The Victorian premier has slapped down calls for the state to do away with daylight saving during the lockdown.

A health professional pushing for daylight saving to be cancelled points to a growing body of research suggesting there are harmful health and economic disruptions associated with the twice annual changing of the clocks.

Professor of diabetes at Melbourne’s Monash University, Paul Zimmet, said this summer could be particularly important to scrap the light-saving measure.

Speaking to 3AW on Wednesday morning, he said the Victorian health department needed to consider the negative impacts of the upcoming change for those already dealing with lockdown restrictions.

“In terms of the scientific evidence, which we will want to stick with at the moment, there are more heart attacks just after daylight savings, more road accidents, and then you’ve got workplace accidents, car accidents and their implications,” he said.

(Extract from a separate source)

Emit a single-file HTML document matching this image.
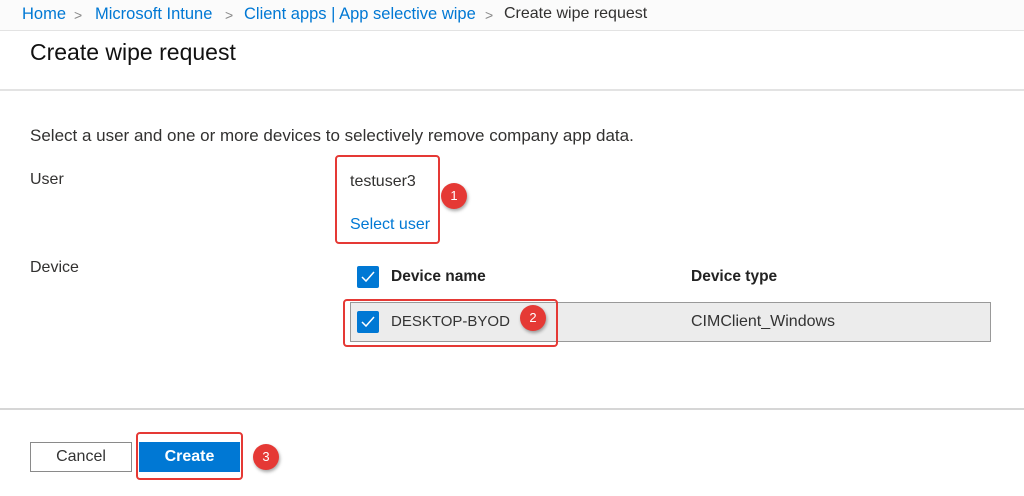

A man looks at his clock after the daylight saving change.
That earlier rise for the change to daylight saving can throw the body clock out of whack, experts say. Source: Getty (file)

A Michigan Medicine study in the US in 2017 found both a 22 per cent increase in people having heart attacks the day after daylight saving started in the state, and a 21 per cent decrease the day after daylight saving ended.

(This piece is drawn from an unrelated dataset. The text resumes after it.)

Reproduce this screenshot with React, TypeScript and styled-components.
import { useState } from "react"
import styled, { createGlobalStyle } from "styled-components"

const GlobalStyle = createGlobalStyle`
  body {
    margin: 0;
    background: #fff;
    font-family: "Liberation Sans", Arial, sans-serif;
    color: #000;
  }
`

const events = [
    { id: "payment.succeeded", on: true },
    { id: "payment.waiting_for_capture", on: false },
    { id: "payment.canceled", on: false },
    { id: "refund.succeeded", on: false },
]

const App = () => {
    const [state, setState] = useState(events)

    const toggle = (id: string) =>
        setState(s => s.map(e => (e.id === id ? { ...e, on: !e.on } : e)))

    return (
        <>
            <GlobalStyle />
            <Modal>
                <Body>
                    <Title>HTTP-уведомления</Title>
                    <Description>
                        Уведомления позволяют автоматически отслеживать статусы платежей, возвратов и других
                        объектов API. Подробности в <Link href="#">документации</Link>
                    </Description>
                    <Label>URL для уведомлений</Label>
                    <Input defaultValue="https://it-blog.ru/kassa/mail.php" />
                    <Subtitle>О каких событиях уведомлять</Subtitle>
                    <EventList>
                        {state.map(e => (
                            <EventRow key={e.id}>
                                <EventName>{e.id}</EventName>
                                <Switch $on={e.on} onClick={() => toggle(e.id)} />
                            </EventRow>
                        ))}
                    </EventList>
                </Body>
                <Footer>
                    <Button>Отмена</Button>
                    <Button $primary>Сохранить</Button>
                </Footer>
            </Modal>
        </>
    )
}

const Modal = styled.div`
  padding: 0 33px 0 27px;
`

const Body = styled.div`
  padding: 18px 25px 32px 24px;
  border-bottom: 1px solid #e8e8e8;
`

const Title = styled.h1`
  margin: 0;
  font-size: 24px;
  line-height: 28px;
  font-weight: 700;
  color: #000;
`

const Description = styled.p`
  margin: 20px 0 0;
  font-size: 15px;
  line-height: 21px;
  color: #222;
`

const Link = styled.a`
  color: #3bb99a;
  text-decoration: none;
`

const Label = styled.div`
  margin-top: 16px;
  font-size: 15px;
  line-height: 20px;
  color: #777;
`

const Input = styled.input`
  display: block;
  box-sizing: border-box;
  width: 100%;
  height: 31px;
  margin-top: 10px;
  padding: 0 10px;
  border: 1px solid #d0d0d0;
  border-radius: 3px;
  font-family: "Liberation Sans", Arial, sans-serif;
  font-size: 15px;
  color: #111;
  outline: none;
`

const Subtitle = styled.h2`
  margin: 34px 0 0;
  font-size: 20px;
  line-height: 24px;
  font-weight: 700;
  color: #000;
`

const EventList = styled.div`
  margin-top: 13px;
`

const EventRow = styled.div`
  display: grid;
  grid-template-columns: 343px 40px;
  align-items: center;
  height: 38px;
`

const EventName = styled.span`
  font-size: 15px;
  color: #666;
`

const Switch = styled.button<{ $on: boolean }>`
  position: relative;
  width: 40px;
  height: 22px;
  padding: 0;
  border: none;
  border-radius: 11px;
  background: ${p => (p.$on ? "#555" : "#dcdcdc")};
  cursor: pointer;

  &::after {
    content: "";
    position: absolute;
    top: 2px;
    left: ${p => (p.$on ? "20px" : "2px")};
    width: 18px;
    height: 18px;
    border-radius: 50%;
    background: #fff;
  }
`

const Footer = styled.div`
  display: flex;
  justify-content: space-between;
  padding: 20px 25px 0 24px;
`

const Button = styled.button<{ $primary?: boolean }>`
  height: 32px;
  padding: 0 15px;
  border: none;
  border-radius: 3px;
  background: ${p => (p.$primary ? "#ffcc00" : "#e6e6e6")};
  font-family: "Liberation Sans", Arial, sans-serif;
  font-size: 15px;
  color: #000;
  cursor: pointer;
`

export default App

“There is also cognitive dysfunction in relation to the... change in timing to our normal body rhythms,” Prof Zimmet said.

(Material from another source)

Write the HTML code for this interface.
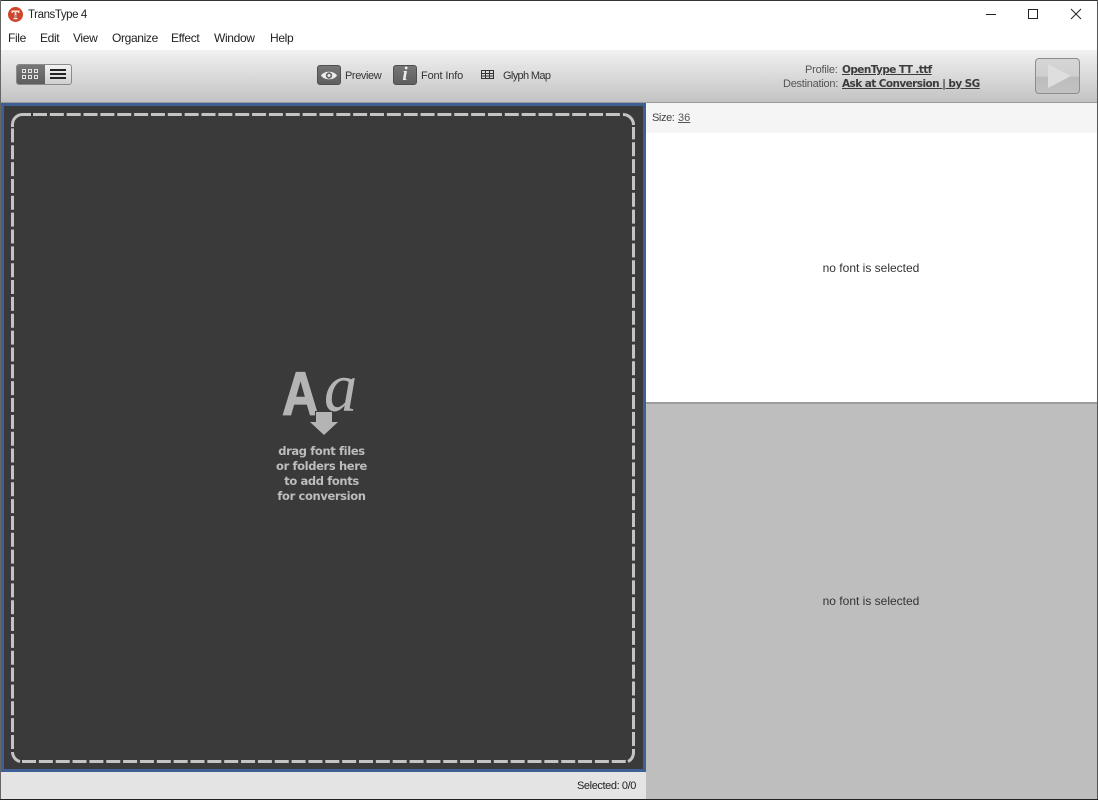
<!DOCTYPE html>
<html>
<head>
<meta charset="utf-8">
<style>
html,body{margin:0;padding:0;width:1098px;height:800px;overflow:hidden;background:#fff;}
body{position:relative;font-family:"Liberation Sans",sans-serif;font-size:12px;color:#333;}
.a{position:absolute;white-space:nowrap;}
.m{position:absolute;top:31px;font-size:12px;line-height:14px;color:#222;white-space:nowrap;letter-spacing:-.35px;}
.t{position:absolute;font-size:11px;line-height:13px;color:#333;white-space:nowrap;}
.b{position:absolute;font-family:"DejaVu Sans",sans-serif;font-weight:bold;font-size:10.5px;line-height:13px;color:#3c3c3c;text-decoration:underline;white-space:nowrap;letter-spacing:-.58px;}
.d{position:absolute;width:123px;text-align:center;left:260px;font-family:"DejaVu Sans",sans-serif;font-weight:bold;font-size:11.5px;line-height:15px;color:#bdbdbd;white-space:nowrap;letter-spacing:-.37px;}
.btn{position:absolute;background:linear-gradient(#767676,#5f5f5f);border:1px solid #505050;border-radius:3px;box-sizing:border-box;}
</style>
</head>
<body>
<div class="a" style="left:0;top:0;width:1098px;height:1px;background:#333"></div>
<div class="a" style="left:0;top:0;width:1px;height:800px;background:#666"></div>
<div class="a" style="left:1097px;top:0;width:1px;height:800px;background:#555"></div>

<svg class="a" style="left:8px;top:7px" width="15" height="15" viewBox="0 0 15 15">
<circle cx="7.5" cy="7.5" r="7.5" fill="#d2432c"/>
<path d="M3.5 3.5H11.5V6H10.3L9.8 5H8.4V11H9.5V12.3H5.5V11H6.6V5H5.2L4.7 6H3.5Z" fill="#f4e8dc"/>
<path d="M6.8 8H8.2V11H6.800Z" fill="#6fa5c8"/>
</svg>
<div class="a" style="left:28px;top:8px;font-size:11.5px;line-height:14px;color:#222;letter-spacing:-.42px">TransType 4</div>

<svg class="a" style="left:980px;top:5px" width="110" height="20" viewBox="0 0 110 20" fill="none" stroke="#222" stroke-width="1">
<path d="M6 9.5H16"/>
<rect x="48.5" y="4.5" width="9" height="9"/>
<path d="M91 4L101 14M101 4L91 14"/>
</svg>

<div class="m" style="left:8px">File</div>
<div class="m" style="left:40px">Edit</div>
<div class="m" style="left:73px">View</div>
<div class="m" style="left:112px">Organize</div>
<div class="m" style="left:171px">Effect</div>
<div class="m" style="left:214px">Window</div>
<div class="m" style="left:270px">Help</div>

<div class="a" style="left:1px;top:50px;width:1096px;height:52px;background:linear-gradient(#f1f1f1,#c3c3c3)"></div>
<div class="a" style="left:1px;top:102px;width:1096px;height:1px;background:#9a9a9a"></div>

<div class="a" style="left:16px;top:64px;width:56px;height:21px;box-sizing:border-box;border:1px solid #8a8a8a;border-radius:3px;background:linear-gradient(#f2f2f2,#cfcfcf);overflow:hidden">
<div class="a" style="left:0;top:0;width:28px;height:19px;background:linear-gradient(#777,#5e5e5e)"></div>
</div>
<svg class="a" style="left:22px;top:69px" width="16" height="11" viewBox="0 0 16 11" fill="none" stroke="#e4e4e4" stroke-width="1">
<rect x=".5" y=".5" width="3" height="3"/><rect x="6.5" y=".5" width="3" height="3"/><rect x="12.5" y=".5" width="3" height="3"/>
<rect x=".5" y="6.5" width="3" height="3"/><rect x="6.5" y="6.5" width="3" height="3"/><rect x="12.5" y="6.5" width="3" height="3"/>
</svg>
<svg class="a" style="left:50px;top:69px" width="16" height="11" viewBox="0 0 16 11" fill="#222">
<rect y="0" width="16" height="2"/><rect y="4" width="16" height="2"/><rect y="8" width="16" height="2"/>
</svg>

<div class="btn" style="left:317px;top:65px;width:24px;height:20px"></div>
<svg class="a" style="left:320px;top:70px" width="18" height="12" viewBox="0 0 18 12">
<path d="M1 5.500C4 .5 14 .5 17 5.500C14 10.500 4 10.500 1 5.500Z" fill="#eee"/>
<circle cx="9" cy="5.500" r="3.200" fill="#666"/><circle cx="9" cy="5.500" r="1.500" fill="#eee"/>
</svg>
<div class="t" style="left:345px;top:70px;letter-spacing:-.4px">Preview</div>

<div class="btn" style="left:393px;top:65px;width:24px;height:20px"></div>
<div class="a" style="left:393px;top:65px;width:24px;height:20px;text-align:center;font-family:'Liberation Serif',serif;font-style:italic;font-weight:bold;font-size:19px;line-height:20px;color:#eee">i</div>
<div class="t" style="left:421px;top:70px;letter-spacing:-.15px">Font Info</div>

<svg class="a" style="left:481px;top:70px" width="14" height="10" viewBox="0 0 14 10" fill="none" stroke="#333" stroke-width="1">
<rect x=".5" y=".5" width="12" height="8"/><path d="M4.500 .5V8.500M8.500 .5V8.500M.5 3.500H12.500M.5 6H12.500"/>
</svg>
<div class="t" style="left:503px;top:70px;letter-spacing:-.65px">Glyph Map</div>

<div class="t" style="left:805px;top:64px;color:#555;letter-spacing:-.2px">Profile:</div>
<div class="t" style="left:783px;top:78px;color:#555;letter-spacing:-.25px">Destination:</div>
<div class="b" style="left:842px;top:64px">OpenType TT .ttf</div>
<div class="b" style="left:842px;top:78px">Ask at Conversion | by SG</div>

<div class="a" style="left:1035px;top:58px;width:45px;height:36px;box-sizing:border-box;border:1px solid #8e8e8e;border-radius:4px;background:linear-gradient(#d6d6d6 0,#cfcfcf 50%,#bcbcbc 54%,#c2c2c2 100%)"></div>
<svg class="a" style="left:1047px;top:63px" width="26" height="26" viewBox="0 0 26 26"><path d="M1 1L24 13L1 25Z" fill="#dedede"/></svg>

<div class="a" style="left:1px;top:103px;width:645px;height:669px;box-sizing:border-box;border:3px solid #3f6094;background:#3a3a3a"></div>
<svg class="a" style="left:0;top:0" width="646" height="772" viewBox="0 0 646 772" fill="none" stroke="#c4c4c4" stroke-width="3">
<path d="M33 114.500H621" stroke-dasharray="14 2.850"/>
<path d="M22 761.500H626" stroke-dasharray="14 2.850"/>
<path d="M12.500 749V128" stroke-dasharray="14 2.850"/>
<path d="M633.500 746V127" stroke-dasharray="14 2.850"/>
<path d="M12.500 127V124.500A10 10 0 0 1 22.500 114.500H31"/>
<path d="M623 114.500A10.500 10.500 0 0 1 633.500 125"/>
<path d="M12.500 752A10 10 0 0 0 20 761.500"/>
<path d="M633.500 749V752A10 10 0 0 1 628 761.500"/>
</svg>

<div class="a" style="left:282px;top:359px;font-family:'Liberation Sans',sans-serif;font-weight:bold;font-size:61px;line-height:70px;color:#b4b4b4;-webkit-text-stroke:1.2px #b4b4b4;transform:scaleX(.84);transform-origin:0 50%">A</div>
<div class="a" style="left:324px;top:354px;font-family:'Liberation Serif',serif;font-style:italic;font-size:70px;line-height:70px;color:#b4b4b4;transform:scaleX(.95);transform-origin:0 50%">a</div>
<svg class="a" style="left:300px;top:405px" width="46" height="34" viewBox="300 405 46 34">
<path d="M316 412H332V422H338L324 435L310 422H316Z" fill="#b4b4b4" stroke="#3a3a3a" stroke-width="2" paint-order="stroke"/>
</svg>
<div class="d" style="top:444px">drag font files</div>
<div class="d" style="top:459px">or folders here</div>
<div class="d" style="top:474px">to add fonts</div>
<div class="d" style="top:489px">for conversion</div>

<div class="a" style="left:1px;top:772px;width:644px;height:27px;background:#e4e4e4"></div>
<div class="t" style="left:577px;top:780px;color:#222;letter-spacing:-.4px">Selected: 0/0</div>

<div class="a" style="left:646px;top:103px;width:451px;height:30px;background:#f5f5f5"></div>
<div class="t" style="left:652px;top:112px;color:#444;letter-spacing:-.4px">Size:</div>
<div class="t" style="left:678px;top:112px;color:#555;text-decoration:underline">36</div>
<div class="a" style="left:646px;top:133px;width:451px;height:269px;background:#fff"></div>
<div class="a" style="left:646px;top:402px;width:451px;height:2px;background:#9d9d9d"></div>
<div class="a" style="left:646px;top:404px;width:451px;height:395px;background:#bebebe"></div>
<div class="a" style="left:645px;top:772px;width:1px;height:27px;background:#e4e4e4"></div>
<div class="a" style="left:646px;top:261px;width:450px;text-align:center;font-size:12px;line-height:14px;color:#333">no font is selected</div>
<div class="a" style="left:646px;top:594px;width:450px;text-align:center;font-size:12px;line-height:14px;color:#333">no font is selected</div>

<div class="a" style="left:0;top:799px;width:1098px;height:1px;background:#222"></div>
</body>
</html>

He acknowledged “this is an international scientific debate at the moment”, pointing to the European Union which has decided to scrap daylight saving time from 2021.

When asked by a reporter on Wednesday morning, Daniel Andrews was quick to dismiss the idea.

“I don't want to be disrespectful to the professor, who may be a very learned individual.

“No,” he said. “Daylight saving will be proceeding.

“That's why the curfew changes, that extra hour is really important, well ahead of daylight saving,” he said, referring to the fact that Melbourne’s curfew was recently changed from 8pm to 9pm.

‘A summer like no other’, Victoria premier says

Among some laughter from the press pack, Mr Andrews used the moment to implore Melburnians to stay the course with Stage 4 restrictions as the days get longer.

“Your question gives me an opportunity to make a point that those extra hours of daylight and hopefully good weather over summer ... it will be a summer like no other. If we stay the course we'll be able to get close to normal,” he said.

“People will be able to go out and enjoy the city, enjoy the state, enjoy being back at work, enjoy a sense of confidence as they go into 2021.

Victorian woman takes a stroll amid daylight saving debate.
Melbourne's lockdown curfew was recently extended by an hour. Source: Getty

“And you know what they'll enjoy most? They'll enjoy the fundamental truth that all that they've given, all that they've done counted for something. It wasn't frittered away.

“It wasn't because pressure came and a bad decision was made, the wrong decision was made. We've got to avoid that. This will be a summer like no other and daylight saving, I can confirm, will be a feature of it.”

Daylight saving time will come into effect at 2am on October 4, with residents in NSW, the ACT, Victoria South Australia and Tasmania turning their clocks forward by one hour.